- _WHAT IS BEING ASKED_
Return all lines where the word "components" can be found.

- _DATA BLOCK_
** BEGIN **

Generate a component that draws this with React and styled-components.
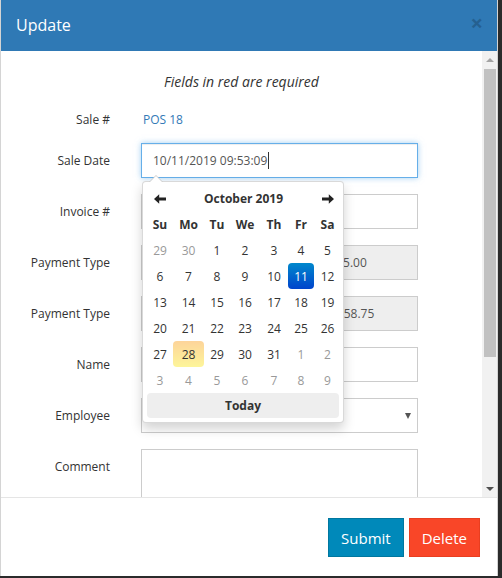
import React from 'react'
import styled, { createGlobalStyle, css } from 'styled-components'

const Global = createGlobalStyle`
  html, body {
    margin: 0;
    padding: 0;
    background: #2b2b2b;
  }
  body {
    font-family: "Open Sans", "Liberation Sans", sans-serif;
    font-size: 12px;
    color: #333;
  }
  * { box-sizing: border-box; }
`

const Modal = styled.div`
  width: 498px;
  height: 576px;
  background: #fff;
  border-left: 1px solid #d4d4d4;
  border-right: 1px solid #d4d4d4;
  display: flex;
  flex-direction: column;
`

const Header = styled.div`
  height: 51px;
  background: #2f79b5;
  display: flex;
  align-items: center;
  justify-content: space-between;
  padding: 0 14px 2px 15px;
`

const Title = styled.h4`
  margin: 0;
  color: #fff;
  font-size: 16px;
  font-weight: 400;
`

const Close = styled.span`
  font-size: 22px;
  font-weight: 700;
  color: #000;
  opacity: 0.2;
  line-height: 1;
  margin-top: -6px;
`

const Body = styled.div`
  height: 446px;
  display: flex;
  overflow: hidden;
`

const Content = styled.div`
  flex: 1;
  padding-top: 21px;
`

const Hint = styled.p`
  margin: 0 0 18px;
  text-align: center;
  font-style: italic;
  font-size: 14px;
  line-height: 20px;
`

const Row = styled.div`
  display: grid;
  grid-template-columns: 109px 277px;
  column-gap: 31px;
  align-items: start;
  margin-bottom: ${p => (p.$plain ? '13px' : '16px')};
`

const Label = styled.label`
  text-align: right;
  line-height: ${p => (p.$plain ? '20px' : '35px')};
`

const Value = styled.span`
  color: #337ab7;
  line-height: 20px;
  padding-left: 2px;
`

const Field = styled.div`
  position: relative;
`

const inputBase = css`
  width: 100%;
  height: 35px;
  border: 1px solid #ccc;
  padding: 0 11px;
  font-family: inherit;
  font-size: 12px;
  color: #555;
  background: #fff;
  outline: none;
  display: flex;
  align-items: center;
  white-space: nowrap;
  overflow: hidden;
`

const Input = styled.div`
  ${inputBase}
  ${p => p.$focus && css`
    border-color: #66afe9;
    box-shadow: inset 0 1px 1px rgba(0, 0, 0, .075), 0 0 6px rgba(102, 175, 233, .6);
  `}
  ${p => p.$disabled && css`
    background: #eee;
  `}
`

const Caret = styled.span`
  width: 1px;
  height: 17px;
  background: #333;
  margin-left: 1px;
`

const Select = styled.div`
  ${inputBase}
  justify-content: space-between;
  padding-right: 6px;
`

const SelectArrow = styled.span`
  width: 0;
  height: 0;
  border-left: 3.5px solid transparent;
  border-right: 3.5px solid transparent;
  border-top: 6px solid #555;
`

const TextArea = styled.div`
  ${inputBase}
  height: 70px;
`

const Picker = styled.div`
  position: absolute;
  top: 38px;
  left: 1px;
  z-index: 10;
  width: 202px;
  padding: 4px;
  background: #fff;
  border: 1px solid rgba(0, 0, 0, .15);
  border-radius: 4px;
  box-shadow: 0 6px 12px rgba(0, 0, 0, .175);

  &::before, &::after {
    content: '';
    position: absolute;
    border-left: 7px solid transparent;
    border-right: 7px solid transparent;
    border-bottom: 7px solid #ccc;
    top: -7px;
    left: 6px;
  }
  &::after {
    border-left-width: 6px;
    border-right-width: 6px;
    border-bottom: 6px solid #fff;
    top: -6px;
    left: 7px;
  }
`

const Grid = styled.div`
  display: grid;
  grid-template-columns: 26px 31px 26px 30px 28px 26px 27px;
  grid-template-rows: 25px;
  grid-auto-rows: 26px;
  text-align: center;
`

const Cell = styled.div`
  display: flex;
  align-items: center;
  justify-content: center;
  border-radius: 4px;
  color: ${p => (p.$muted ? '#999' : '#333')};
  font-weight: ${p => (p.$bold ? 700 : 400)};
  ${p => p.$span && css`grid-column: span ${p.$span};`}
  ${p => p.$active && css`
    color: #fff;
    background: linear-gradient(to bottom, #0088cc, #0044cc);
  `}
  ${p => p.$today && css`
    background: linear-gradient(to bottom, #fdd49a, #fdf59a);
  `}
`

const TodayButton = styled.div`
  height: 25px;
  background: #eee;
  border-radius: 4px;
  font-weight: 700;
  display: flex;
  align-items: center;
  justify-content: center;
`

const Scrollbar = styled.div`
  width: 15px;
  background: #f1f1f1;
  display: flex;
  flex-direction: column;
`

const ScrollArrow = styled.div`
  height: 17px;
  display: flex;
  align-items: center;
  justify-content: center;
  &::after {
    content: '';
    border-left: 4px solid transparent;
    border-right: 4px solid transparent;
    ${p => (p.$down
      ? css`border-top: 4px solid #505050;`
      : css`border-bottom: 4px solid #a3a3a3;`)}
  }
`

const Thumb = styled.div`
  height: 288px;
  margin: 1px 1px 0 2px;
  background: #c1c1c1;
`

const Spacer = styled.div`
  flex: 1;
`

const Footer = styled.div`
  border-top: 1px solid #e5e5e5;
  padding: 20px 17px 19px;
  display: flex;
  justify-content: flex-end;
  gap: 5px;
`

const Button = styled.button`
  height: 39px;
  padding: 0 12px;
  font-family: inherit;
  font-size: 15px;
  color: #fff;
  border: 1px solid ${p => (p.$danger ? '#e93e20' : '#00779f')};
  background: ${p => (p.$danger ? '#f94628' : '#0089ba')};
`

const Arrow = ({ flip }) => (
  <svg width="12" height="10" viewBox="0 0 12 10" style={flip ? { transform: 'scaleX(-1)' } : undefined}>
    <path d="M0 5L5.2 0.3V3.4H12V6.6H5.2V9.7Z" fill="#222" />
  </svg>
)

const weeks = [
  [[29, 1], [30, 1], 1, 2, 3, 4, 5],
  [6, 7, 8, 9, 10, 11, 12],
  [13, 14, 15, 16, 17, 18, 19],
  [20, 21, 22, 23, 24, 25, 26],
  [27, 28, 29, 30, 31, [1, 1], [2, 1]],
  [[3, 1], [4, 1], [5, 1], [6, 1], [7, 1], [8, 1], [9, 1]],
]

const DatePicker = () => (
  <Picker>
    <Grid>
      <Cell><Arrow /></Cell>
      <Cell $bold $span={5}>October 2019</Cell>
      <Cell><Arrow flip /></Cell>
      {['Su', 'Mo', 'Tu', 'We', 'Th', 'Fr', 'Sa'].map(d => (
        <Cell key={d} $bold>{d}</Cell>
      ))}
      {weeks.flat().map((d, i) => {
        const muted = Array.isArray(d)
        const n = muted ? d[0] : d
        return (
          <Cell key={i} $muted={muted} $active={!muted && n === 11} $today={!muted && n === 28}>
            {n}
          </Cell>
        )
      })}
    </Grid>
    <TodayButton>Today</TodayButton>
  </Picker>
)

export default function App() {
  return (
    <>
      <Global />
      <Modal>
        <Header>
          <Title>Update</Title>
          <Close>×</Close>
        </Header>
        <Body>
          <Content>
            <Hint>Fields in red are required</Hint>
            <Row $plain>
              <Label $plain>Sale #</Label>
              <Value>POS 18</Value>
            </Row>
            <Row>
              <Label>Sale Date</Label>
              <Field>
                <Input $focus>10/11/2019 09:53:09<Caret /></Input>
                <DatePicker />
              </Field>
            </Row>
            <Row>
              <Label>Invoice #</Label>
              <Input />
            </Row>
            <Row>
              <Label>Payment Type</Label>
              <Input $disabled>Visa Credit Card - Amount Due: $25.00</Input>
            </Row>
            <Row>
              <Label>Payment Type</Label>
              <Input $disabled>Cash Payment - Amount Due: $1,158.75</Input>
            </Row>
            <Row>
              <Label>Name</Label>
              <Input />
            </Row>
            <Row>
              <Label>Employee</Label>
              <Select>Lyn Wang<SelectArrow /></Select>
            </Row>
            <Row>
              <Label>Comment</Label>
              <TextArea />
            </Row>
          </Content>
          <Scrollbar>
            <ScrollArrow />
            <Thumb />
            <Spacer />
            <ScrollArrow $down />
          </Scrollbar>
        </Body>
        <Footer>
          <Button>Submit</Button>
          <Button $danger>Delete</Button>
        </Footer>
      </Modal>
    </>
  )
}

** END **

- _TASK SOLUTION_
Generate a component that draws this with React and styled-components.
import styled, { createGlobalStyle, css } from 'styled-components'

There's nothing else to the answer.